The possibility of Gabe projecting any such entitlement is laughably unlikely. Cobra Starship, despite international popularity, are accommodating and generous with their fans above and beyond the levels most other bands could even imagine.
"We wouldn't be anything without these kids; I know that," Gabe explains. "We aren't superstars. I didn't expect anybody in Australia to even know who we are, because we don't sell many records here."
I suggest that this might be partly due to the fact that most of the people I know who own Cobra Starship's two albums bought them directly from their record label's website. Last year the band ran a promotion in which each copy of 'Viva la Cobra!' came with a Polaroid photo taken by the band. Lots of the Cobra fans I know got their copy of the CD in that deal, meaning that many of the Polaroids are now down under.
"That is *crazy*," Gabe says, apparently unable to fathom the scope of the band's fanbase across the world. "And look, I know albums are hard to find here a lot of the time -- they get released later, or not at all, and so kids download the songs instead. I don't give a shit about the downloading stuff, because when an Australian crowd sings along with me at a show, that's fucking mindblowing. I don't care how they got the songs."
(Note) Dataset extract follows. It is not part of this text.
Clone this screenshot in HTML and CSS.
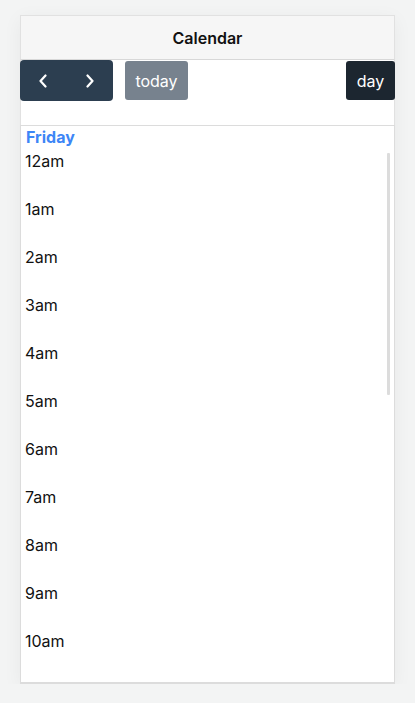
FILE: index.html
```html
<!DOCTYPE html>
<html>
<head>
<meta charset="utf-8">
<link rel="stylesheet" href="styles.css">
</head>
<body>
<div class="card">
  <header class="header">Calendar</header>
  <div class="toolbar">
    <div class="nav-group">
      <button class="nav-btn" aria-label="prev">
        <svg width="10" height="14" viewBox="0 0 10 14"><path d="M7.5 1.5 L2.5 7 L7.5 12.5" fill="none" stroke="#fff" stroke-width="2.2" stroke-linecap="round" stroke-linejoin="round"/></svg>
      </button>
      <button class="nav-btn" aria-label="next">
        <svg width="10" height="14" viewBox="0 0 10 14"><path d="M2.5 1.5 L7.5 7 L2.5 12.5" fill="none" stroke="#fff" stroke-width="2.2" stroke-linecap="round" stroke-linejoin="round"/></svg>
      </button>
    </div>
    <button class="btn btn-today">today</button>
    <div class="spacer"></div>
    <button class="btn btn-day">day</button>
  </div>
  <div class="view">
    <div class="day-title">Friday</div>
    <div class="scroller">
      <div class="hours">
        <div class="hour">12am</div>
        <div class="hour">1am</div>
        <div class="hour">2am</div>
        <div class="hour">3am</div>
        <div class="hour">4am</div>
        <div class="hour">5am</div>
        <div class="hour">6am</div>
        <div class="hour">7am</div>
        <div class="hour">8am</div>
        <div class="hour">9am</div>
        <div class="hour">10am</div>
      </div>
      <div class="thumb"></div>
    </div>
  </div>
</div>
</body>
</html>
```
FILE: styles.css
```css
* { box-sizing: border-box; }
html, body {
  margin: 0;
  padding: 0;
  background: #f3f4f4;
  font-family: Inter, "Noto Sans", "Liberation Sans", sans-serif;
  color: #111;
}
body { padding: 15px 20px 0 20px; }
.card {
  width: 375px;
  height: 669px;
  background: #fff;
  box-shadow: inset 0 0 0 1px #e1e1e1, 0 4px 18px rgba(0,0,0,0.05);
  display: flex;
  flex-direction: column;
}
.header {
  height: 45px;
  background: #f6f6f6;
  border: 1px solid #e1e1e1;
  border-bottom: 1px solid #d8d8d8;
  display: flex;
  align-items: center;
  justify-content: center;
  font-size: 16px;
  font-weight: 600;
  color: #111;
  flex: none;
}
.toolbar {
  height: 65px;
  display: flex;
  align-items: flex-start;
  flex: none;
  border-left: 1px solid #e1e1e1;
  border-right: 1px solid #e1e1e1;
}
.nav-group {
  margin-left: -1px;
  display: flex;
  width: 93px;
  height: 41px;
  background: #2c3e50;
  border-radius: 4px;
  overflow: hidden;
}
.nav-btn {
  flex: 1;
  border: none;
  background: transparent;
  padding: 0;
  display: flex;
  align-items: center;
  justify-content: center;
}
.btn {
  margin-top: 1px;
  height: 39px;
  border: none;
  border-radius: 3px;
  color: #fff;
  font-family: inherit;
  font-size: 16px;
  padding: 0;
}
.btn-today {
  margin-left: 12px;
  width: 63px;
  background: #77828e;
}
.spacer { flex: 1; }
.btn-day {
  width: 49px;
  margin-right: -1px;
  background: #1c2630;
}
.view {
  flex: 1;
  border: 1px solid #dcdcdc;
  border-bottom: 2px solid #dcdcdc;
  display: flex;
  flex-direction: column;
  min-height: 0;
}
.day-title {
  flex: none;
  height: 23px;
  padding-left: 5px;
  padding-top: 0;
  font-size: 16px;
  line-height: 22px;
  font-weight: 700;
  color: #3d86f6;
}
.scroller {
  flex: 1;
  position: relative;
  overflow: hidden;
}
.hours { padding-left: 4px; padding-top: 2px; }
.hour {
  height: 48px;
  font-size: 16px;
  line-height: 20px;
  color: #111;
}
.thumb {
  position: absolute;
  right: 4px;
  top: 4px;
  width: 3px;
  height: 242px;
  background: #dcdcdc;
  border-radius: 1px;
}
```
Because both Panic at the Disco and The Academy Is... are already running pre-show meet and greets on the tour, there isn't the time or logistics for Cobra Starship to do a formal signing session. So, on the first night of the tour, they could be found at the merch counter in the foyer after the set, giving out autographs and attention to all who asked for them.
This same philosophy of gratitude to fans extends to the band's interactions online, where Gabe and Victoria cheerfully venture into the wilder corners of fandom to interact with their followers. It's not many bands who'd willingly spend time amongst macros and trashy gossip, but Gabe's enthusiasm for a chance to chat with his fans remains undaunted.
"I've got nothing but love in my heart," he explains in response to a comment from me about his positivity and how unlike the negativity which infuses much of the internet it is. "Hate's a waste of time."
Cobra's online life is also noteworthy for the attitude the band displays to slash fanfic. Victoria has been known to leave complimentary feedback on stories starring her, and Gabe has mentioned in a number of interviews his appreciation for the queer-positive message present in the hobby.
I tell Gabe I find this attitude really admirable, since agreeing with the politics of the genre brings along with it the doubtlessly sometimes-awkward fact that these stories are about him having sex with people he actually knows.
After laughing for a little while, Gabe answers in a tone that's lighthearted but sincere. "I'm a fan of anything that can encourage people to be creative," he says. "I'm only able to do what I do now because I was inspired by the bands I grew up listening to. Whatever makes kids think and imagine and create and write is awesome... and if they want to write stories about me sucking my friend's dick, that's cool."
Conversations with Gabe tend to wander to places one might not have guess they'd end up. At one point, we get into a conversation about the band Insane Clown Posse, and how that band's fans have been largely responsible for the continued production of the soft drink Faygo, due to ICP's demands that the fans drink it.
"Oooh, you called them by their initials. You're outed as a fan," Gabe teases. I protest the allegation, and suggest that maybe Cobra could pick a product to endorse in the same way, and skew the course of capitalism.
"You just blew my mind right there," he replies. "I think we'd do it with string cheese. In Canada they call it cheese string and I got really confused." The iconography of Cobra Starship is an eclectic thing, encompassing an eighties electronica aesthetic, a two-handed gang sign resembling a cobra snake's hood and fangs - to make the gesture is to 'throw the fangs up', and Gabe's chunky gold necklace featuring a photograph of Justin Timberlake. "I can't wait for his new CD," Gabe enthuses. "Have you seen 'Black Snake Moan'? It's got Justin Timberlake *and* Samuel L Jackson in it."
Since Samuel L Jackson was also in Cobra Starship's first music video, for the song 'Snakes on a Plane', this puts Gabe only one degree of separation away from JT.
"Yeah, and I've got a friend who knows him. I haven't met him though. I don't think I want to meet him. It'd be hard to live up to the expectation."
I mention that I got some of my friends to listen to the New Jersey band Thursday by offering that the band played its first show in a basement, with Gabe in attendance -- Cobra's first album included the creepy, boppy track 'It's Warmer In The Basement' and, though the Thursday incident took place years before the song was born, it nevertheless ties Thursday to aspects of the Cobra mythology beloved by fans.
"Are you *serious*," Gabe says, disbelieving tone back in full force, unable to believe that there are music fans who've heard of Cobra Starship but not Thursday. For my part, I'm charmed and boggled in equal measures that any band as routinely snarky and effervescent as Cobra Starship could be made up of people this humble and sincere, but that's the truth of it.
And, to answer the most important question of all: what would Gabe do if he faced a zombie horde?
"I'd throw the fangs up," he answers promptly. "Make them all Cobras."